Corporate governance ratings as a concept may not uncover anything that is new. On the other hand, such ratings hold potential to mislead investors who may view the company in favourable light based on them. As a concept, corporate governance ratings run the risks that rating of debt instruments suffer from — perhaps even to a greater extent.

Uninspiring debt experience: The manner in which credit rating of debt instruments has gone spectacularly wrong for companies ranging from CRB Capital Markets to IFCI is a good example. Long before the rating agencies woke up to problems in a myriad range of NBFCs and institutions such as IFCI, the markets had priced in the negatives. In such cases, the poor quality of the initial ratings and the belated recognition of reality are not problems peculiar for debt instruments in the finance sector. Investors in the debt instruments of these companies have every reason to be disappointed with the initial ratings that would have influenced their decisions. Of course, in the last two years, credit rating agencies have been effecting changes to their ratings with greater alacrity. If debt ratings can be a tough terrain, rating corporate governance in a complete manner can only be even more so.

Code compliance: The regulatory framework on corporate governance is evolving with the Securities and Exchange Board of India (SEBI) adding more compliance requirements in areas such audit committees, board composition and compensation meetings, among others. As these requirements were made part of the listing agreement, companies have been dishing out routine fare in the annual reports about the adoption of corporate governance practices as prescribed by SEBI.

Reports on this issue have acquired the same routine hue as audit reports.
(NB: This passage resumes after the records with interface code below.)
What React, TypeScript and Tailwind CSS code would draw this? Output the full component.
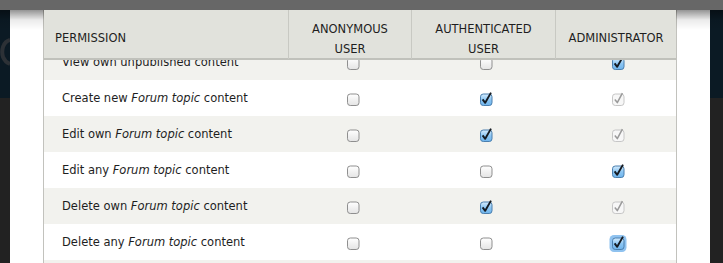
import React from 'react';

type Mark = 'off' | 'on' | 'dim' | 'focus';

interface Row {
  pre: string;
  topic?: boolean;
  post?: string;
  anon: Mark;
  auth: Mark;
  admin: Mark;
  shade: boolean;
}

const rows: Row[] = [
  { pre: 'View own unpublished content', anon: 'off', auth: 'off', admin: 'on', shade: true },
  { pre: 'Create new', topic: true, post: 'content', anon: 'off', auth: 'on', admin: 'dim', shade: false },
  { pre: 'Edit own', topic: true, post: 'content', anon: 'off', auth: 'on', admin: 'dim', shade: true },
  { pre: 'Edit any', topic: true, post: 'content', anon: 'off', auth: 'off', admin: 'on', shade: false },
  { pre: 'Delete own', topic: true, post: 'content', anon: 'off', auth: 'on', admin: 'dim', shade: true },
  { pre: 'Delete any', topic: true, post: 'content', anon: 'off', auth: 'off', admin: 'focus', shade: false },
];

function Check({ mark }: { mark: Mark }) {
  const blue = mark === 'on' || mark === 'focus';
  return (
    <svg width="14" height="14" viewBox="0 0 14 14" className="overflow-visible">
      <defs>
        <linearGradient id="cb-off" x1="0" y1="0" x2="0" y2="1">
          <stop offset="0" stopColor="#ffffff" />
          <stop offset="1" stopColor="#e4e4e4" />
        </linearGradient>
        <linearGradient id="cb-on" x1="0" y1="0" x2="0" y2="1">
          <stop offset="0" stopColor="#d6ecfd" />
          <stop offset="0.5" stopColor="#8cc6f3" />
          <stop offset="1" stopColor="#6fb4ec" />
        </linearGradient>
      </defs>
      {mark === 'focus' && <rect x="-1.5" y="-1" width="17" height="17" rx="4.5" fill="#6aaeea" opacity="0.75" />}
      <rect
        x="1.5"
        y="2"
        width="11.5"
        height="11.5"
        rx="2.8"
        fill={blue ? 'url(#cb-on)' : mark === 'dim' ? '#f7f7f7' : 'url(#cb-off)'}
        stroke={blue ? '#4b7fae' : mark === 'dim' ? '#c6c6c6' : '#8f8f8f'}
        strokeWidth="1"
      />
      {blue && <path d="M3.6 7.4 L6.2 10.8 L12 0.6" stroke="#151b22" strokeWidth="1.9" fill="none" strokeLinejoin="round" />}
      {mark === 'dim' && <path d="M3.8 7.6 L6.3 10.6 L11.4 1.2" stroke="#9a9a9a" strokeWidth="1.5" fill="none" strokeLinejoin="round" />}
    </svg>
  );
}

function Strip({ logo }: { logo?: boolean }) {
  return (
    <div className="flex flex-col h-full">
      <div className="h-[88px] shrink-0 bg-[#0b1a24] overflow-hidden">
        {logo && (
          <svg width="10" height="88" viewBox="0 0 10 88">
            <path d="M10 30 C3 32 1 40 3 47 C5 52 10 54 10 54" stroke="#2c3136" strokeWidth="4" fill="none" />
          </svg>
        )}
      </div>
      <div className="flex-1 bg-[#222222]" />
    </div>
  );
}

export default function App() {
  return (
    <div className="relative w-[723px] h-[263px] overflow-hidden bg-white text-[#1e1e1e] font-['DejaVu_Sans',sans-serif]">
      <div className="h-[10px] bg-[#676767]" />
      <div className="flex h-[253px]">
        <div className="w-[10px]">
          <Strip logo />
        </div>
        <div className="w-[33px]" />

        <div className="w-[634px] border-x border-[#c2c2bd] flex flex-col overflow-hidden">
          {/* header */}
          <div className="relative z-10 shrink-0 grid grid-cols-[244px_123px_144px_121px] h-[50px] bg-[#e1e2dc] border-b-2 border-[#c0c1bb] text-[11.5px] leading-[20px] uppercase">
            <div className="flex items-center pl-[11px] pt-[6px]">Permission</div>
            <div className="flex items-center justify-center text-center border-l border-[#c8c9c3] pt-[9px]">
              Anonymous<br />user
            </div>
            <div className="flex items-center justify-center text-center border-l border-[#c8c9c3] pt-[9px]">
              Authenticated<br />user
            </div>
            <div className="flex items-center justify-center text-center border-l border-[#c8c9c3] pt-[6px]">Administrator</div>
          </div>

          {/* rows */}
          <div className="shrink-0 -mt-[16px]">
            {rows.map((r, i) => (
              <div
                key={i}
                className={`grid grid-cols-[244px_123px_144px_121px] h-[36px] items-center text-[11.5px] ${r.shade ? 'bg-[#f2f2ee]' : 'bg-white'}`}
              >
                <div className="pl-[18px] pt-[2px] whitespace-nowrap">
                  {r.pre}
                  {r.topic && (
                    <>
                      {' '}
                      <em>Forum topic</em> {r.post}
                    </>
                  )}
                </div>
                <div className="flex justify-center pl-[6px] pt-[1px]">
                  <Check mark={r.anon} />
                </div>
                <div className="flex justify-center pl-[6px] pt-[1px]">
                  <Check mark={r.auth} />
                </div>
                <div className="flex justify-center pl-[4px] pt-[1px]">
                  <Check mark={r.admin} />
                </div>
              </div>
            ))}
            <div className="h-[36px] bg-[#f2f2ee]" />
          </div>
        </div>

        <div className="w-[33px]" />
        <div className="w-[13px]">
          <Strip />
        </div>
      </div>

      {/* shadow cast by the top bar */}
      <div className="pointer-events-none absolute left-0 right-0 top-[10px] h-[20px] bg-gradient-to-b from-[rgba(0,0,0,0.42)] via-[rgba(0,0,0,0.08)] to-transparent" />
    </div>
  );
}
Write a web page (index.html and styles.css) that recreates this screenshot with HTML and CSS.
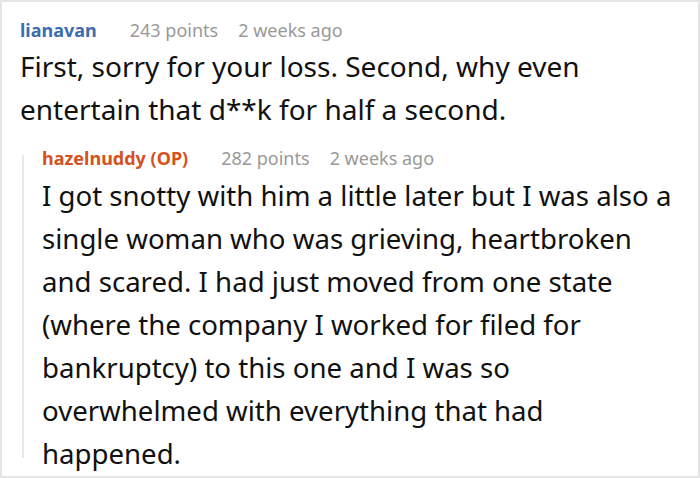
FILE: index.html
```html
<!DOCTYPE html>
<html>
<head>
<meta charset="utf-8">
<link rel="stylesheet" href="styles.css">
</head>
<body>
<div class="frame">
  <div class="comment">
    <div class="meta">
      <span class="author">lianavan</span>
      <span class="info">243 points</span>
      <span class="info">2 weeks ago</span>
    </div>
    <p class="body">First, sorry for your loss. Second, why even<br>entertain that d**k for half a second.</p>
    <div class="reply">
      <div class="meta">
        <span class="author op">hazelnuddy (OP)</span>
        <span class="info">282 points</span>
        <span class="info">2 weeks ago</span>
      </div>
      <p class="body">I got snotty with him a little later but I was also a<br>single woman who was grieving, heartbroken<br>and scared. I had just moved from one state<br>(where the company I worked for filed for<br>bankruptcy) to this one and I was so<br>overwhelmed with everything that had<br>happened.</p>
    </div>
  </div>
</div>
</body>
</html>
```
FILE: styles.css
```css
html, body {
  margin: 0;
  padding: 0;
  background: #fff;
}
.frame {
  width: 700px;
  height: 478px;
  box-sizing: border-box;
  border: 2px solid #e5e5e5;
  overflow: hidden;
  font-family: "Noto Sans", sans-serif;
  color: #111;
}
.comment {
  padding: 16px 0 0 18px;
}
.meta {
  display: flex;
  gap: 20px;
  font-size: 18px;
  line-height: 24px;
  white-space: nowrap;
}
.author {
  font-weight: bold;
  color: #3b6db3;
  margin-right: 13px;
}
.author.op {
  color: #d4511d;
}
.info {
  color: #999;
}
.body {
  margin: 3px 0 0 0;
  font-size: 28px;
  line-height: 43px;
  white-space: nowrap;
}
.reply {
  position: relative;
  margin: 15px 0 0 2px;
  padding-left: 20px;
}
.reply::before {
  content: "";
  position: absolute;
  left: 0;
  top: 9px;
  bottom: 17px;
  width: 2px;
  background: #e8e8e8;
}
.reply .body {
  margin-top: 4px;
  font-size: 27.6px;
}
```
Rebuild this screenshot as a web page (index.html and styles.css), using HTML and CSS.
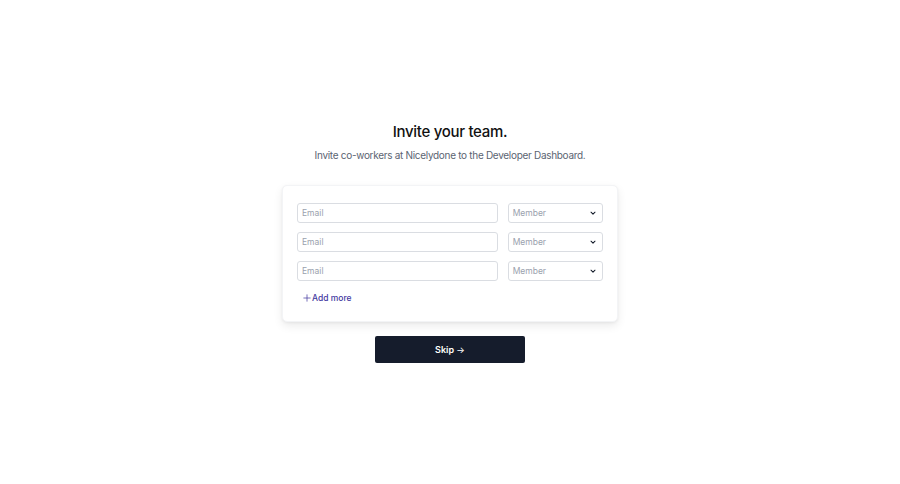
FILE: index.html
```html
<!DOCTYPE html>
<html>
<head>
    <title>Invite your team</title>
    <link rel="stylesheet" href="styles.css">
</head>
<body>
    <div id="main">
        <h1>Invite your team.</h1>
        <p class="subtitle">Invite co-workers at Nicelydone to the Developer Dashboard.</p>
        <div class="card">
            <div class="row">
                <input type="text" class="email" placeholder="Email">
                <div class="select">
                    <span>Member</span>
                    <svg width="8" height="8" viewBox="0 0 20 20" fill="none" stroke="#111827" stroke-width="2.6" stroke-linecap="round" stroke-linejoin="round"><path d="M5 8l5 5 5-5"/></svg>
                </div>
            </div>
            <div class="row">
                <input type="text" class="email" placeholder="Email">
                <div class="select">
                    <span>Member</span>
                    <svg width="8" height="8" viewBox="0 0 20 20" fill="none" stroke="#111827" stroke-width="2.6" stroke-linecap="round" stroke-linejoin="round"><path d="M5 8l5 5 5-5"/></svg>
                </div>
            </div>
            <div class="row">
                <input type="text" class="email" placeholder="Email">
                <div class="select">
                    <span>Member</span>
                    <svg width="8" height="8" viewBox="0 0 20 20" fill="none" stroke="#111827" stroke-width="2.6" stroke-linecap="round" stroke-linejoin="round"><path d="M5 8l5 5 5-5"/></svg>
                </div>
            </div>
            <button type="button" class="add-more">
                <svg width="8" height="8" viewBox="0 0 20 20" fill="none" stroke="currentColor" stroke-width="1.8" stroke-linecap="round"><path d="M10 2v16M2 10h16"/></svg>
                Add more
            </button>
        </div>
        <button type="button" class="skip">Skip <span class="arrow">&rarr;</span></button>
    </div>
</body>
</html>
```

FILE: styles.css
```css
body {
    font-family: Inter, 'Noto Sans', sans-serif;
    background: #fff;
    margin: 0;
    padding: 0;
}
#main {
    min-height: 100vh;
    display: flex;
    flex-direction: column;
    align-items: center;
    justify-content: center;
}
h1 {
    margin: 0;
    font-size: 15px;
    font-weight: 500;
    line-height: 20px;
    letter-spacing: -0.3px;
    color: #111;
}
.subtitle {
    margin: 5px 0 0;
    font-size: 10px;
    line-height: 16px;
    letter-spacing: -0.3px;
    color: #5b6472;
}
.card {
    margin-top: 22px;
    width: 336px;
    box-sizing: border-box;
    padding: 17px 14px 18px;
    background: #fff;
    border: 1px solid #f3f4f6;
    border-radius: 5px;
    box-shadow: 0 4px 10px rgba(0,0,0,0.08), 0 1px 3px rgba(0,0,0,0.05);
    display: flex;
    flex-direction: column;
    gap: 9px;
}
.row {
    display: flex;
    gap: 10px;
}
.email, .select {
    height: 20px;
    box-sizing: border-box;
    border: 1px solid #dadde2;
    border-radius: 3px;
    font-family: inherit;
    font-size: 8.5px;
    color: #111827;
    background: #fff;
}
.email {
    width: 202px;
    padding: 0 4px;
    outline: none;
}
.email::placeholder {
    color: #9aa1ad;
}
.select {
    width: 96px;
    padding: 0 4px;
    display: flex;
    align-items: center;
    justify-content: space-between;
    color: #9aa1ad;
}
.select svg {
    margin-right: 1px;
}
.add-more {
    align-self: flex-start;
    margin: 3px 0 0 6px;
    padding: 0;
    background: none;
    border: none;
    font-family: inherit;
    font-size: 8.5px;
    font-weight: 500;
    color: #4338a0;
    display: flex;
    align-items: center;
    gap: 1px;
    cursor: pointer;
}
.skip {
    margin-top: 14px;
    width: 150px;
    height: 27px;
    background: #151c2c;
    color: #fff;
    border: none;
    border-radius: 2px;
    font-family: inherit;
    font-size: 9px;
    font-weight: 600;
    cursor: pointer;
}
.arrow {
    font-weight: 400;
}
```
In most cases, they can be comfortably flipped over without missing much by way of critical information. To have a rating agency measure the compliance would not add much value to this whole exercise. For instance, ICRA says its rating "is meant to indicate the relative level to which an organisation accepts and follows the codes and guidelines of corporate governance practices''.

The values element: In all this routine regulatory emphasis on corporate governance, the big point that is missed is the `values' brought to the table by the owners and/or managers. Companies, irrespective of what the owners/managers bring to the table, can comply with the kind of routine required by SEBI. But, ultimately, the credibility of management and corporate governance is linked more to the values than necessarily the mere existence of audit committees and independent board members. The latter can at best serve as checks and balances.

It would not be easy to factor in the values factor in any rating. One may take the line that the kind of practices followed by a company would reflect the values of the owners and/or managers. In a few cases such as Infosys, Sundram Fasteners, HDFC and TVS Motor, this may indeed be the case. But in most cases, the practices of the kind considered for rating may not reflect the values aspect.

This is a highly subjective area, which cannot be captured in the ambit of ratings, barring obvious cases such as Infosys at the top end. Given this critical aspect, it is just as well that the special SEBI committee on corporate governance headed by Mr N. R. Narayana Murthy, Chief Mentor of Infosys, has recommended that ratings should not be mandatory. SEBI and the rating agencies should, in fact, view the regulatory prescription on these issues as potential checks and balances. It should not be confused with corporate governance. Doing so would be a disservice to investors.